# Show that the conditional statement is a Tautology without using truth tables...

by VinnyCee
Tags: conditional, statement, tables, tautology, truth
 P: 492 1. The problem statement, all variables and given/known data Show that $$\left[\neg\,p\,\wedge\,\left(p\,\vee\,q\right)\right]\,\longrightarrow\,q$$ is a tautology without using truth tables. 2. Relevant equations DeMorgan's Laws, etc. 3. The attempt at a solution $$\left[\neg\,p\,\wedge\,\left(p\,\vee\,q\right)\right]\,\longrightarrow\,q$$ by.
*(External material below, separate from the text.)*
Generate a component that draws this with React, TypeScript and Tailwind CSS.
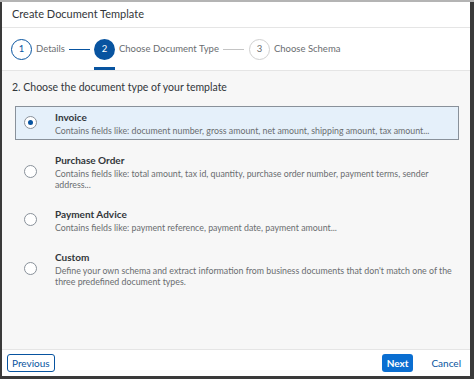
import React from "react";

const font = { fontFamily: "Lato, 'Open Sans', sans-serif" };

function Radio({ checked }: { checked?: boolean }) {
  return (
    <div className="w-[13px] h-[13px] rounded-full border border-[#89919a] bg-white flex items-center justify-center shrink-0">
      {checked && <div className="w-[5px] h-[5px] rounded-full bg-[#0854a0]" />}
    </div>
  );
}

type Opt = { title: string; desc: string; checked?: boolean };

const opts: Opt[] = [
  {
    title: "Invoice",
    desc: "Contains fields like: document number, gross amount, net amount, shipping amount, tax amount...",
    checked: true,
  },
  {
    title: "Purchase Order",
    desc: "Contains fields like: total amount, tax id, quantity, purchase order number, payment terms, sender address...",
  },
  {
    title: "Payment Advice",
    desc: "Contains fields like: payment reference, payment date, payment amount...",
  },
  {
    title: "Custom",
    desc: "Define your own schema and extract information from business documents that don't match one of the three predefined document types.",
  },
];

export default function App() {
  return (
    <div className="w-[474px] h-[379px] bg-[#3a3a3a] border-t-2 border-t-[#b4b4b4] pl-[2px] pr-[4px] pb-[3px] flex" style={font}>
      <div className="flex-1 flex flex-col bg-white">
        <div className="h-[26px] border-b border-[#e5e5e5] flex items-center px-[10px] text-[11px] text-[#32363a]">
          Create Document Template
        </div>
        <div className="h-[43px] border-b border-[#e5e5e5] flex items-start pl-[9px] pt-[11px] text-[9.5px] text-[#6a6d70]">
          <div className="flex items-center">
            <div className="w-[21px] h-[21px] rounded-full border border-[#0854a0] text-[#0854a0] flex items-center justify-center">1</div>
            <span className="ml-[4px]">Details</span>
            <div className="w-[21px] h-px bg-[#0854a0] ml-[4px]" />
          </div>
          <div className="flex flex-col ml-[4px]">
            <div className="flex items-center">
              <div className="w-[21px] h-[21px] rounded-full bg-[#0854a0] text-white flex items-center justify-center">2</div>
              <span className="ml-[4px]">Choose Document Type</span>
              <div className="w-[21px] h-px bg-[#c4c4c4] ml-[4px]" />
            </div>
            <div className="w-[21px] h-[3px] bg-[#0854a0] mt-[7px]" />
          </div>
          <div className="flex items-center ml-[5px]">
            <div className="w-[21px] h-[21px] rounded-full border border-[#d0d0d0] text-[#6a6d70] flex items-center justify-center">3</div>
            <span className="ml-[4px]">Choose Schema</span>
          </div>
        </div>
        <div className="flex-1 bg-[#f7f7f7] flex flex-col pl-[13px] pr-[11px] pt-[9px]">
          <div className="text-[10.5px] text-[#32363a] -ml-[3px]">2. Choose the document type of your template</div>
          <div className="flex flex-col mt-[10px]">
            {opts.map((o) => (
              <div
                key={o.title}
                className={
                  "flex items-center pl-[8px] pr-[6px] py-[3px] border " +
                  (o.checked ? "bg-[#e5f0fa] border-[#89919a]" : "border-transparent mt-[9px]")
                }
              >
                <Radio checked={o.checked} />
                <div className="ml-[18px] flex flex-col">
                  <div className="text-[10px] font-bold text-[#32363a] leading-[14px]">{o.title}</div>
                  <div className="text-[8.8px] text-[#6a6d70] leading-[11px] mt-[1px]">{o.desc}</div>
                </div>
              </div>
            ))}
          </div>
        </div>
        <div className="h-[27px] border-t border-[#e5e5e5] flex items-center pl-[5px] pr-[3px] text-[10px]">
          <button className="h-[18px] px-[4px] rounded-[3px] border border-[#0854a0] text-[#0854a0] bg-white">Previous</button>
          <div className="flex-1" />
          <button className="h-[18px] px-[5px] rounded-[3px] bg-[#0a6ed1] text-white font-bold">Next</button>
          <button className="h-[18px] px-[6px] ml-[12px] text-[#0854a0]">Cancel</button>
        </div>
      </div>
    </div>
  );
}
EX 3 (see EX 8) $$\left[\neg\,p\,\wedge\,\left(p\,\vee\,q\right)\right]\,\vee\,q$$ $$\left[p\,\wedge\,\neg\,\left(p\,\vee\,q\right)\right]\,\vee\,q$$ $$\left[p\,\wedge\,\left(\neg\,p\,\wedge\,\neg\,q\right)\right]\,\vee\,q$$ $$\left[\left(p\,\wedge\,\neg\,p\right)\,\wedge\,\left(p\,\wedge\,\neg\,q\right )\right]\,\vee\,q$$ $$\left[F\,\wedge\,\left(p\,\wedge\,\neg\,q\right)\right]\,\vee\,q$$ Now what?